# Exercise material:
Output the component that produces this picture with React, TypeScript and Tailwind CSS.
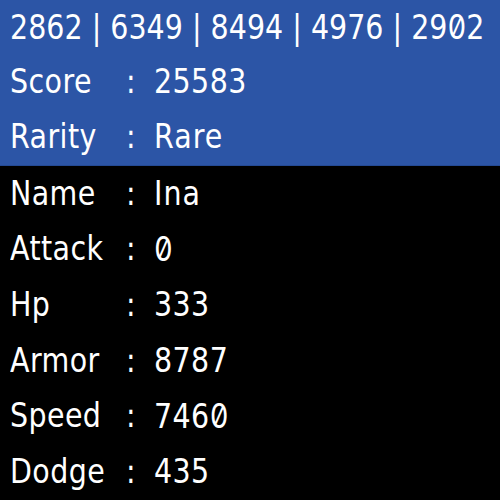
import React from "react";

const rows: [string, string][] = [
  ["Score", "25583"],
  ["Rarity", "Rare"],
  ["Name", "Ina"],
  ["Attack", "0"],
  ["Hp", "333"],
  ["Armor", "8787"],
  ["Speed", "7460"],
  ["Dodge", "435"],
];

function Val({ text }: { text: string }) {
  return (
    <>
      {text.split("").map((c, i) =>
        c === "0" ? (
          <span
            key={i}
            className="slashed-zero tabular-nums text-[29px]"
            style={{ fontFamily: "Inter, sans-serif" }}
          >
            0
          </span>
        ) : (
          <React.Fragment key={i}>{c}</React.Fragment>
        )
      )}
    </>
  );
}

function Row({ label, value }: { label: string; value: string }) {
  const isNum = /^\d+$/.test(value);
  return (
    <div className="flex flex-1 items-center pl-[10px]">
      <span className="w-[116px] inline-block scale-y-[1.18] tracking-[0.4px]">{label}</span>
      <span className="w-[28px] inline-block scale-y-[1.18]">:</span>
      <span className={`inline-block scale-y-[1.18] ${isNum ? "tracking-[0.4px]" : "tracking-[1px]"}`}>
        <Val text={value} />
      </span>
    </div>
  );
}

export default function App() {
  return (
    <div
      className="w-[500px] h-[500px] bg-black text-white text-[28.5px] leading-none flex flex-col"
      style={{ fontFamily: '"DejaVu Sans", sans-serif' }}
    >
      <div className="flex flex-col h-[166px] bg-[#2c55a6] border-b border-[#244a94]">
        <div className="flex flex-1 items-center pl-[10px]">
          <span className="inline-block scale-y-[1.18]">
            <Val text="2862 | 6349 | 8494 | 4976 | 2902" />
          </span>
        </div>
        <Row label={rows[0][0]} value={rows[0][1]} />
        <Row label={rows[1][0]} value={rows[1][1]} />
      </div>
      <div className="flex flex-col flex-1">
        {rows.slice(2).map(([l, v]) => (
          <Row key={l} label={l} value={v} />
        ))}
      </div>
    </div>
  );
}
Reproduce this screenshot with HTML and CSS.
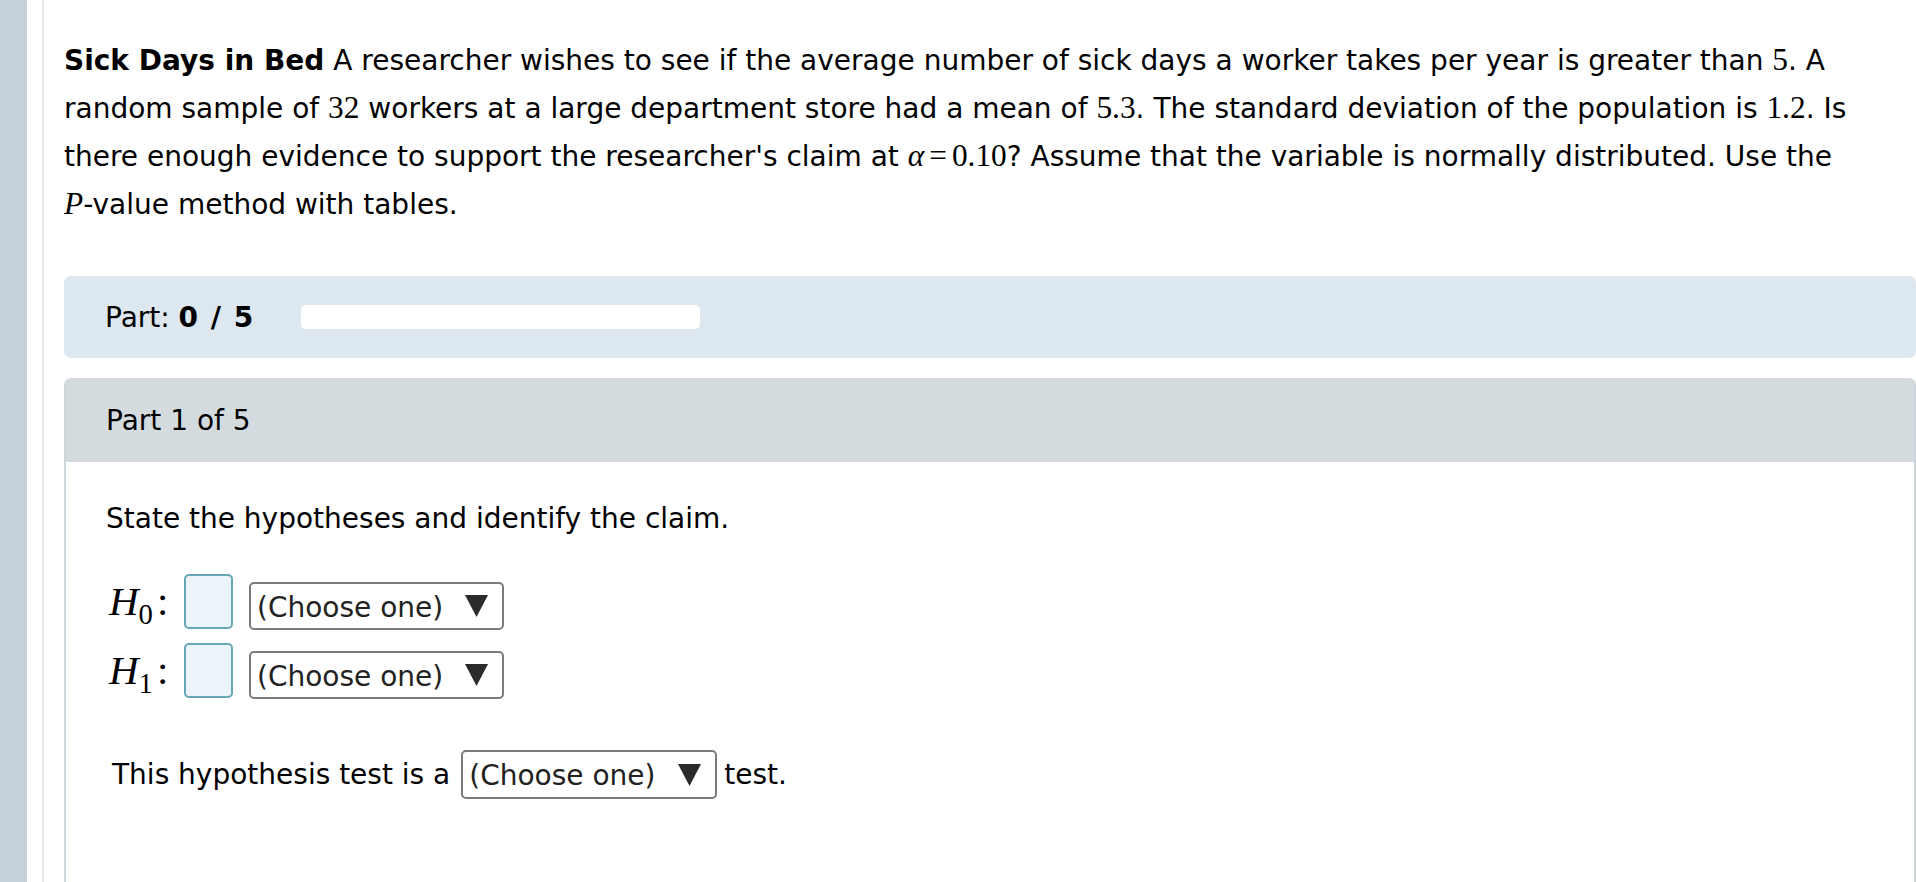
---
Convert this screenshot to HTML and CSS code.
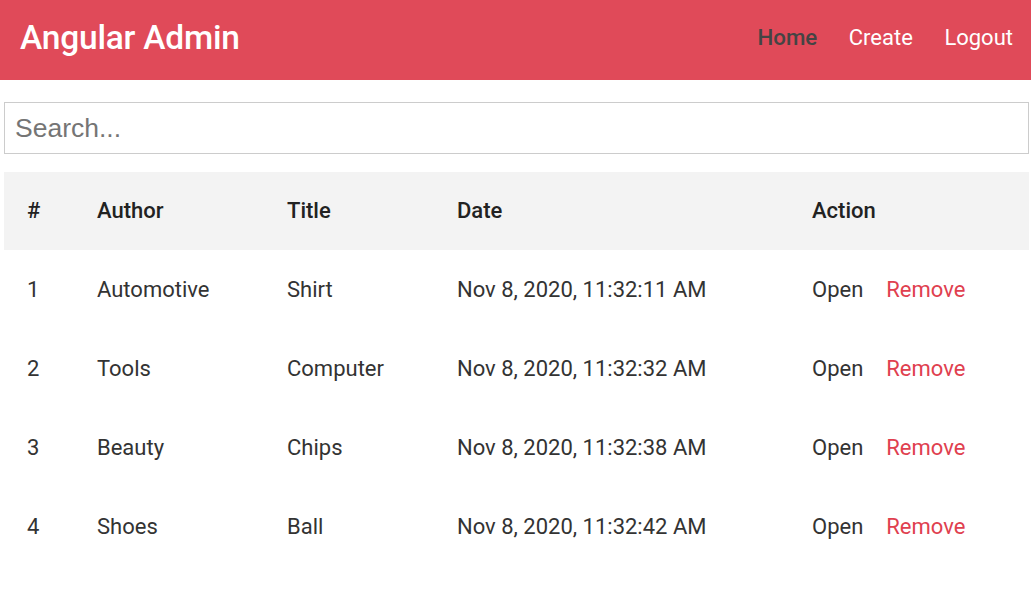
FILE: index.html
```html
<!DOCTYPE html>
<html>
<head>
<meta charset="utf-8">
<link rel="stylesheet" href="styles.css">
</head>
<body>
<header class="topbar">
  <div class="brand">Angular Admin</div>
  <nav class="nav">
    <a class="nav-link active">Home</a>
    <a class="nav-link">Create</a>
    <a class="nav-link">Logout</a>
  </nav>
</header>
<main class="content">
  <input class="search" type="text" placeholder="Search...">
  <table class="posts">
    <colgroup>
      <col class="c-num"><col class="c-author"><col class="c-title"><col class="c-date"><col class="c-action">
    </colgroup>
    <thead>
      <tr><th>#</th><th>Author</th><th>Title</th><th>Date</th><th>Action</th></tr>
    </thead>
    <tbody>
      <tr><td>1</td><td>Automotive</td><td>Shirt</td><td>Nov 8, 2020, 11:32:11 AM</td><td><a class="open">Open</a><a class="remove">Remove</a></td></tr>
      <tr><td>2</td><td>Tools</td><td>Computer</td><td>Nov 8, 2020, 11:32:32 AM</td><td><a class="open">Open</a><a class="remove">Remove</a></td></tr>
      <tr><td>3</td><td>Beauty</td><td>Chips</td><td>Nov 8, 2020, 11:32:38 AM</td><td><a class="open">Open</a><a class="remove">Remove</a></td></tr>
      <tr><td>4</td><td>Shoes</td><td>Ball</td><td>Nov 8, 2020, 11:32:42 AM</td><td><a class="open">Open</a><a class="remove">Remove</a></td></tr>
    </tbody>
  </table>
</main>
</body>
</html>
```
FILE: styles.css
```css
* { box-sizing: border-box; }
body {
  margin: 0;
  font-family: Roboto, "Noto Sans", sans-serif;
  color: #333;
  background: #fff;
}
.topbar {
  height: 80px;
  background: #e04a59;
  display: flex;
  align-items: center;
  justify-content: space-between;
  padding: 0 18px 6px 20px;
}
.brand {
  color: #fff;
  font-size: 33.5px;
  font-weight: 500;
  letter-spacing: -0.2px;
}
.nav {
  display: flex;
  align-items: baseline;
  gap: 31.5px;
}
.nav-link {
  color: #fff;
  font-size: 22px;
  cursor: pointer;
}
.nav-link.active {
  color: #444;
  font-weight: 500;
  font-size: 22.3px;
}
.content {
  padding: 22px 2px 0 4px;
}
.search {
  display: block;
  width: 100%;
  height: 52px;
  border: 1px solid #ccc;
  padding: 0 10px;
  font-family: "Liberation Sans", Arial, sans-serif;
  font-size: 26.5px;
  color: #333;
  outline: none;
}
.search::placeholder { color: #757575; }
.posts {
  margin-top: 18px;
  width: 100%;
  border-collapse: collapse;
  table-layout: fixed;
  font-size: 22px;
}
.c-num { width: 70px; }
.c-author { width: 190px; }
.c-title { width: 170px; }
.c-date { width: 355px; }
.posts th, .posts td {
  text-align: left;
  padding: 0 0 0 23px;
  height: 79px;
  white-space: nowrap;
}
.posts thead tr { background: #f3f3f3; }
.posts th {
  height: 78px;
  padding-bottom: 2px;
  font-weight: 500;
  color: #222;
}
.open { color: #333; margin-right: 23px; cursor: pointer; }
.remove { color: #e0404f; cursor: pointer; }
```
==
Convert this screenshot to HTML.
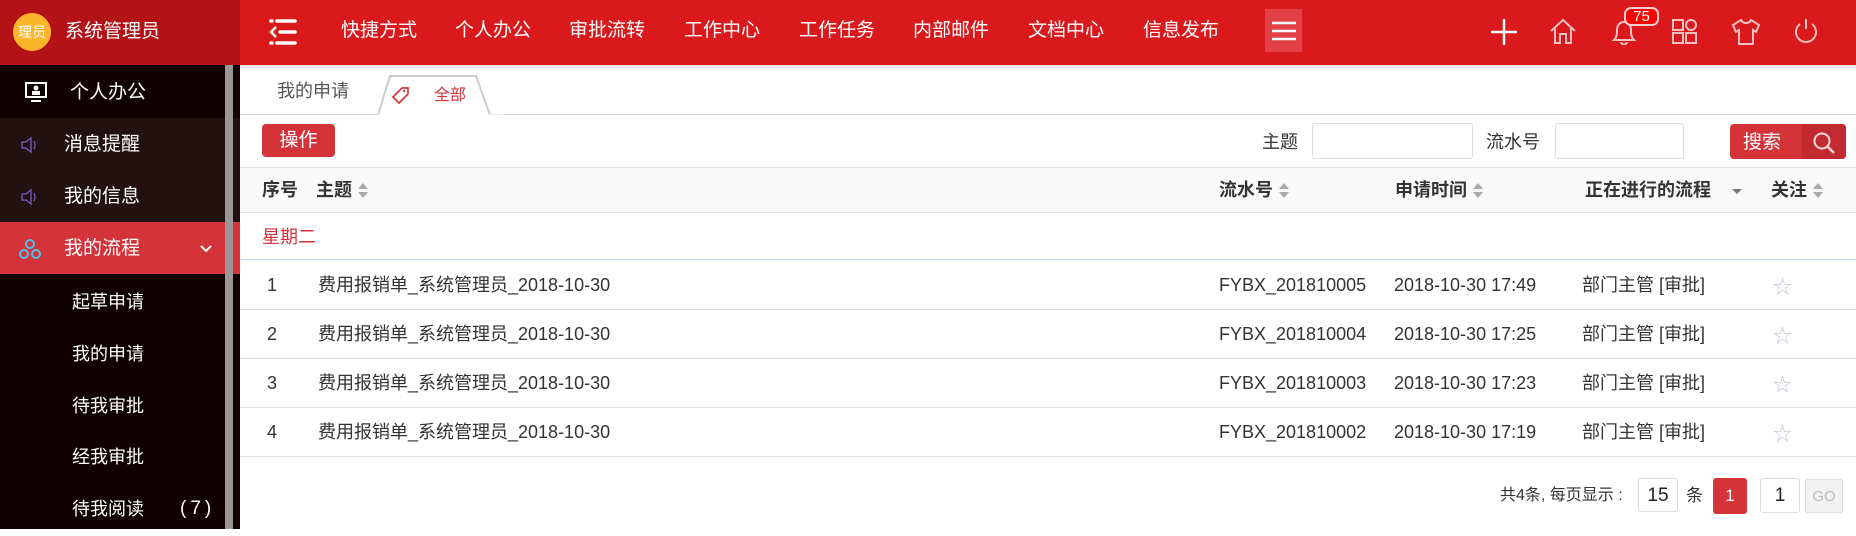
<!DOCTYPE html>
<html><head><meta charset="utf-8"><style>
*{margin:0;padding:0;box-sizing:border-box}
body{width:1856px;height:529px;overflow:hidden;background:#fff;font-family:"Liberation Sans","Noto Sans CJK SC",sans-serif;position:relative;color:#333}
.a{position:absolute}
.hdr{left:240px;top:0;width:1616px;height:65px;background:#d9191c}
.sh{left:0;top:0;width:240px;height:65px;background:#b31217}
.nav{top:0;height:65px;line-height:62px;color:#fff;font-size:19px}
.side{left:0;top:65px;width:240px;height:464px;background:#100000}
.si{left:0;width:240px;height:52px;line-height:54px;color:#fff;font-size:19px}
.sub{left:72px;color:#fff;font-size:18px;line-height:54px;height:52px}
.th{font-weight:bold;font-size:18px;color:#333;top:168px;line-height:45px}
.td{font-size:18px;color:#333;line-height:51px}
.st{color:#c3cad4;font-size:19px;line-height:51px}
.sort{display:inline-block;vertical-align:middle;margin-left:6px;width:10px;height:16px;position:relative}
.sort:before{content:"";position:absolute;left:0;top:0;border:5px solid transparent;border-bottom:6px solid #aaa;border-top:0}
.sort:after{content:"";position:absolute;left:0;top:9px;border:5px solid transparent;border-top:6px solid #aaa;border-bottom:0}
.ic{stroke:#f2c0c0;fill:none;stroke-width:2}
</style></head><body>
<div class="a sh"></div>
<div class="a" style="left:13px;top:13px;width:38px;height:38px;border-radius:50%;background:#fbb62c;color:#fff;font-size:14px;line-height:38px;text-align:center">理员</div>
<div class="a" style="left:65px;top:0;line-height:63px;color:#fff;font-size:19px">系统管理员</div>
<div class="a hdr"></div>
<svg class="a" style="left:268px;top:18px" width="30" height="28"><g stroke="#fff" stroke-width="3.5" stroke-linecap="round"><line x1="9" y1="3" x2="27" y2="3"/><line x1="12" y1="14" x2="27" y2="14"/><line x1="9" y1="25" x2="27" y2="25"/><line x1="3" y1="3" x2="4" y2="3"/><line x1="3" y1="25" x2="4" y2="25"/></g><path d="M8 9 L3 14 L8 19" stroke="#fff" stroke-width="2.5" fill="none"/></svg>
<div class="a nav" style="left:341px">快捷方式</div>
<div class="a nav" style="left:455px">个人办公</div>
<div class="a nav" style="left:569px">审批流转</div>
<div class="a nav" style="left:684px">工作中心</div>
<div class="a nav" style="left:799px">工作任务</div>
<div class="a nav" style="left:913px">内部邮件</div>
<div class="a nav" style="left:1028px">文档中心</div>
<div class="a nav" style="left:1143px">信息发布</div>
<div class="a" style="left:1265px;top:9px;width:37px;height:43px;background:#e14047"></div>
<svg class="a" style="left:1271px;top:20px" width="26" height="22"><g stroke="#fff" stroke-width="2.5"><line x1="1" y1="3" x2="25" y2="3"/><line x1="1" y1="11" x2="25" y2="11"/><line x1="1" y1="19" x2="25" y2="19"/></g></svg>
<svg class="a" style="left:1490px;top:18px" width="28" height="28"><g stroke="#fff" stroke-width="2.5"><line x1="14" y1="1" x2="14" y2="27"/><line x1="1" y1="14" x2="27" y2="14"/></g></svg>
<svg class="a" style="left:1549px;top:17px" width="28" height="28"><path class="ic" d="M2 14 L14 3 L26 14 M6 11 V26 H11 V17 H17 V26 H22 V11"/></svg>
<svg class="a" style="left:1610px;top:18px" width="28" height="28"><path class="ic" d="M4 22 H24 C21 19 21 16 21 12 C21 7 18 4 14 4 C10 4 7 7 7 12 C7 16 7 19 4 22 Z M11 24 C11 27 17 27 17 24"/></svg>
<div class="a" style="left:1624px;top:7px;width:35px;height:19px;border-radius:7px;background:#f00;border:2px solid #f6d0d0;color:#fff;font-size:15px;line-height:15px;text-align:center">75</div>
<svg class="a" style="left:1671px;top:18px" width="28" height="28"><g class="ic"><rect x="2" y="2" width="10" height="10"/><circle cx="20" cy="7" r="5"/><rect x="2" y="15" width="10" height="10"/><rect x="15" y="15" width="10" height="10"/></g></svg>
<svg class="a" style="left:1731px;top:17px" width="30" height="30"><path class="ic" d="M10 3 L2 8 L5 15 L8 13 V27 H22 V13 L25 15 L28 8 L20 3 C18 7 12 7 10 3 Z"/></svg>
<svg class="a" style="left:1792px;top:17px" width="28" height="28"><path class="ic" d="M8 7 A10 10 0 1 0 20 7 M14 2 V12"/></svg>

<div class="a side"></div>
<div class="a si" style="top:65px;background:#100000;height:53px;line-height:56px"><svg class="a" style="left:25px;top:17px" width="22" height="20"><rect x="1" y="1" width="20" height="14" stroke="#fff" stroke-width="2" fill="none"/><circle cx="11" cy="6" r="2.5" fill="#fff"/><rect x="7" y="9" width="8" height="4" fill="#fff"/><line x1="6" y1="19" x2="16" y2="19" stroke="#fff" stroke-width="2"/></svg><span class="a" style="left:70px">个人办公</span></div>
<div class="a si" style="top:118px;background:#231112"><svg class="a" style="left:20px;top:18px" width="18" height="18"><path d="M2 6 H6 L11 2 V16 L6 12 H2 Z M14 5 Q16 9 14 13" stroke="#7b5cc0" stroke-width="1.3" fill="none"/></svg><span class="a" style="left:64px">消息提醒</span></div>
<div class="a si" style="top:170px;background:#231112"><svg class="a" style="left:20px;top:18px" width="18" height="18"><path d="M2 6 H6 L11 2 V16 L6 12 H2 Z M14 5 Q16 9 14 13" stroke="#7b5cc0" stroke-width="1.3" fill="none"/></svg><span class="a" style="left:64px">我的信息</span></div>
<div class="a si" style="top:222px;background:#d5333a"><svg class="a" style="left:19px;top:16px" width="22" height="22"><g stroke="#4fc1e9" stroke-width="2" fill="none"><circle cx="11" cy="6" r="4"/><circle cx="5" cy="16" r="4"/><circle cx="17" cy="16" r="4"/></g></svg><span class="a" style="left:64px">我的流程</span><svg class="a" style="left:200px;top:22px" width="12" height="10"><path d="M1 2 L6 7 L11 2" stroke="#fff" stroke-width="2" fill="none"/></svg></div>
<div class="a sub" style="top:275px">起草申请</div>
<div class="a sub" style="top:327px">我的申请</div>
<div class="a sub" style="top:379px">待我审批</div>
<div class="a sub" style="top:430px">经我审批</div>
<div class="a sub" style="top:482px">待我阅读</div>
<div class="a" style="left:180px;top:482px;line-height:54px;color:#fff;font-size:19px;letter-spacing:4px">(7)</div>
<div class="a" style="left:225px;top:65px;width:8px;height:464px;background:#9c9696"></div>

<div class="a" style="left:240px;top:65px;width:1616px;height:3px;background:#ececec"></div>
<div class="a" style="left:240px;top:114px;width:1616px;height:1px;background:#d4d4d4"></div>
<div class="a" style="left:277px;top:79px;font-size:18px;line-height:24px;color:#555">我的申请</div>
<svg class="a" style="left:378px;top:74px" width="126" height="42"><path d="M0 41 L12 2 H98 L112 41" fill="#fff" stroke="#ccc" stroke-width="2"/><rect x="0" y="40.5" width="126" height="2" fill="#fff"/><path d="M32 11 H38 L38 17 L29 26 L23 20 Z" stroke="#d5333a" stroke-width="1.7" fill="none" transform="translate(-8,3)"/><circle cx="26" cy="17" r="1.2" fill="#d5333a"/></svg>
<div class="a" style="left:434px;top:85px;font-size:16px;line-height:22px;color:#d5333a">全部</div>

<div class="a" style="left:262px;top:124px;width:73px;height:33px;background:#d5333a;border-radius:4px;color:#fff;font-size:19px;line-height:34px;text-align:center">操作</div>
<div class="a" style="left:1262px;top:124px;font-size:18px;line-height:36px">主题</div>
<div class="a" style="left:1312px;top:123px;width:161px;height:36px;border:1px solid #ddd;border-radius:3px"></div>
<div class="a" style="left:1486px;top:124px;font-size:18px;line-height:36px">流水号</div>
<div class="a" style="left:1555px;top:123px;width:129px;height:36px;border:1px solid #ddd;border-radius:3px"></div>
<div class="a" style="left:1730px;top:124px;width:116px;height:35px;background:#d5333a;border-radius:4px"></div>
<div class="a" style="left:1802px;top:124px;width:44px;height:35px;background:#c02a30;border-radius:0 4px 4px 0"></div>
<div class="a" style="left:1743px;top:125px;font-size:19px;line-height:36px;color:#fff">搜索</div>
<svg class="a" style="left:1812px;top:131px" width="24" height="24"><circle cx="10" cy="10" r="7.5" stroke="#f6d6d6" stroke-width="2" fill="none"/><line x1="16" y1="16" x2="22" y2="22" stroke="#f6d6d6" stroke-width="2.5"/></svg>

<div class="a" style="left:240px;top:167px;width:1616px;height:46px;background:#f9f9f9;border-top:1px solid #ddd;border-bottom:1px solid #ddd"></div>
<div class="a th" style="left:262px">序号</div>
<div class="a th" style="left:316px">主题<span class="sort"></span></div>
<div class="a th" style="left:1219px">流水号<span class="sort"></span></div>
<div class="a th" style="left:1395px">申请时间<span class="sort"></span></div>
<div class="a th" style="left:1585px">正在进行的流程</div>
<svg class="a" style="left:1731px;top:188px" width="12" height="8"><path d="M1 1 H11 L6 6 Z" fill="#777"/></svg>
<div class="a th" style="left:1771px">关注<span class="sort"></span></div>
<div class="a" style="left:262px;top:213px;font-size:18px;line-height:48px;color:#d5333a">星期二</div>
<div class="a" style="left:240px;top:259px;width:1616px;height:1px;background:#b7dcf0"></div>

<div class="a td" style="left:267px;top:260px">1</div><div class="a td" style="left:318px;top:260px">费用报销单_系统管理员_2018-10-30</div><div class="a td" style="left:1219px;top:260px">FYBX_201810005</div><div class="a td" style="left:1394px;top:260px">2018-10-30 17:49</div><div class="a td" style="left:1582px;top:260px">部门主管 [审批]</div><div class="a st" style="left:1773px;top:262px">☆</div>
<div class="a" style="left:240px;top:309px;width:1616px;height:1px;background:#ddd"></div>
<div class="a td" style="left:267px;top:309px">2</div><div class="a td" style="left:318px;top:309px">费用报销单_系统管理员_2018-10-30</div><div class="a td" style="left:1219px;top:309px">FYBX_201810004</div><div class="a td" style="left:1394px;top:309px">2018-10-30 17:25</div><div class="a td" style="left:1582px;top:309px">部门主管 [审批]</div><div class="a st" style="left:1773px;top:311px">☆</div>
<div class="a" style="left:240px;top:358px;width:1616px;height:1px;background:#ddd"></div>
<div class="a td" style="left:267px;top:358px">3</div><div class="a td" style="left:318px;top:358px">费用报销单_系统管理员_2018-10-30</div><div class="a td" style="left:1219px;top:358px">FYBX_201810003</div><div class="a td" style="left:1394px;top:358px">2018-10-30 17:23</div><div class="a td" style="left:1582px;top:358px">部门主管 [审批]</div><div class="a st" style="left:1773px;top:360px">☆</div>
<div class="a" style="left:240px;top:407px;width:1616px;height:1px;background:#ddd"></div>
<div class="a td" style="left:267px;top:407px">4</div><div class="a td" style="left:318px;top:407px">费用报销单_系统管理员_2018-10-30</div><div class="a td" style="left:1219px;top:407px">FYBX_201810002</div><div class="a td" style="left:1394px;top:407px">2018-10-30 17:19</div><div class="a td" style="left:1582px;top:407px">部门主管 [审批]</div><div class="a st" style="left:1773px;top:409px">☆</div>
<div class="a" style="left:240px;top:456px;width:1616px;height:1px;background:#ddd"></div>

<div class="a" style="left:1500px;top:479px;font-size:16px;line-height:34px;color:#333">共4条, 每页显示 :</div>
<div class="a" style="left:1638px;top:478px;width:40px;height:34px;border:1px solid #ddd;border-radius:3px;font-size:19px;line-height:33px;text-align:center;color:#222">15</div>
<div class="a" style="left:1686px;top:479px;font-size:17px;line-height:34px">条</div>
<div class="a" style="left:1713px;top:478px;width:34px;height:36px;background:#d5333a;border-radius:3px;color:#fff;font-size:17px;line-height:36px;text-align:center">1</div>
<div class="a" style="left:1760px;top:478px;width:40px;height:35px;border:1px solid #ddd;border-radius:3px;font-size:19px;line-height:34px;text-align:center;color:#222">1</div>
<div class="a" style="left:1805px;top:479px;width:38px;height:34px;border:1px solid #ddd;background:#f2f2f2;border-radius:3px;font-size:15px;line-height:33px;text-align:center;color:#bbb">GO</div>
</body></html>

# Requirements:
Pick out, from the lines above, every one that contains the string "Convert".

# Solved problem:
Convert this screenshot to HTML and CSS code.
Convert this screenshot to HTML.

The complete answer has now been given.